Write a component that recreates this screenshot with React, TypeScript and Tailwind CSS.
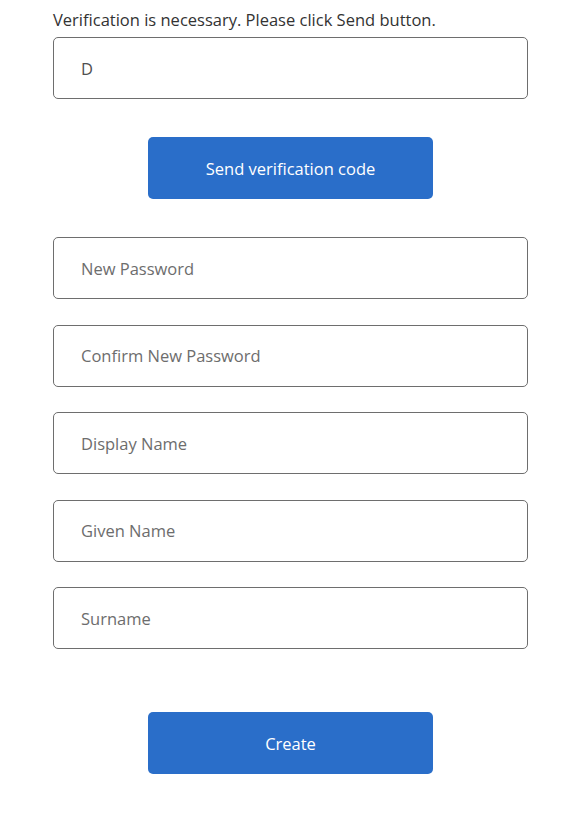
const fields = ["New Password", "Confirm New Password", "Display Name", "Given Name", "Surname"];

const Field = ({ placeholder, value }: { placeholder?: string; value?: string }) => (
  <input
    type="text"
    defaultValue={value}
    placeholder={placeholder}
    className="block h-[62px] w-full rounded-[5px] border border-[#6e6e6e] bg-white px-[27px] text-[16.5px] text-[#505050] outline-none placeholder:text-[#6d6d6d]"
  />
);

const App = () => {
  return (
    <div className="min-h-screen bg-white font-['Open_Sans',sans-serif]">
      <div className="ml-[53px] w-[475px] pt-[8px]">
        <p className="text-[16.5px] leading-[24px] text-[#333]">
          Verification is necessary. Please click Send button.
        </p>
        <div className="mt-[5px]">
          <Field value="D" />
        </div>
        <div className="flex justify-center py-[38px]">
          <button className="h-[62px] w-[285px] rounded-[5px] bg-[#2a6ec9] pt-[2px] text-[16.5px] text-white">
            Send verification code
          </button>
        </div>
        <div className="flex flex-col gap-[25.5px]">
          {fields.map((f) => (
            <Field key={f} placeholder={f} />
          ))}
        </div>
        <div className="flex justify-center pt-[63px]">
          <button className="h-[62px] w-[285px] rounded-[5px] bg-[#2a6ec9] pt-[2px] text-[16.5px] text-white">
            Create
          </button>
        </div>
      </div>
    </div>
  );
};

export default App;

-- -- --

**Required work**: Reproduce the listing word for word and omit its pictures.

**Solution below**:
Write a component that recreates this screenshot with React, TypeScript and Tailwind CSS.
const fields = ["New Password", "Confirm New Password", "Display Name", "Given Name", "Surname"];

const Field = ({ placeholder, value }: { placeholder?: string; value?: string }) => (
  <input
    type="text"
    defaultValue={value}
    placeholder={placeholder}
    className="block h-[62px] w-full rounded-[5px] border border-[#6e6e6e] bg-white px-[27px] text-[16.5px] text-[#505050] outline-none placeholder:text-[#6d6d6d]"
  />
);

const App = () => {
  return (
    <div className="min-h-screen bg-white font-['Open_Sans',sans-serif]">
      <div className="ml-[53px] w-[475px] pt-[8px]">
        <p className="text-[16.5px] leading-[24px] text-[#333]">
          Verification is necessary. Please click Send button.
        </p>
        <div className="mt-[5px]">
          <Field value="D" />
        </div>
        <div className="flex justify-center py-[38px]">
          <button className="h-[62px] w-[285px] rounded-[5px] bg-[#2a6ec9] pt-[2px] text-[16.5px] text-white">
            Send verification code
          </button>
        </div>
        <div className="flex flex-col gap-[25.5px]">
          {fields.map((f) => (
            <Field key={f} placeholder={f} />
          ))}
        </div>
        <div className="flex justify-center pt-[63px]">
          <button className="h-[62px] w-[285px] rounded-[5px] bg-[#2a6ec9] pt-[2px] text-[16.5px] text-white">
            Create
          </button>
        </div>
      </div>
    </div>
  );
};

export default App;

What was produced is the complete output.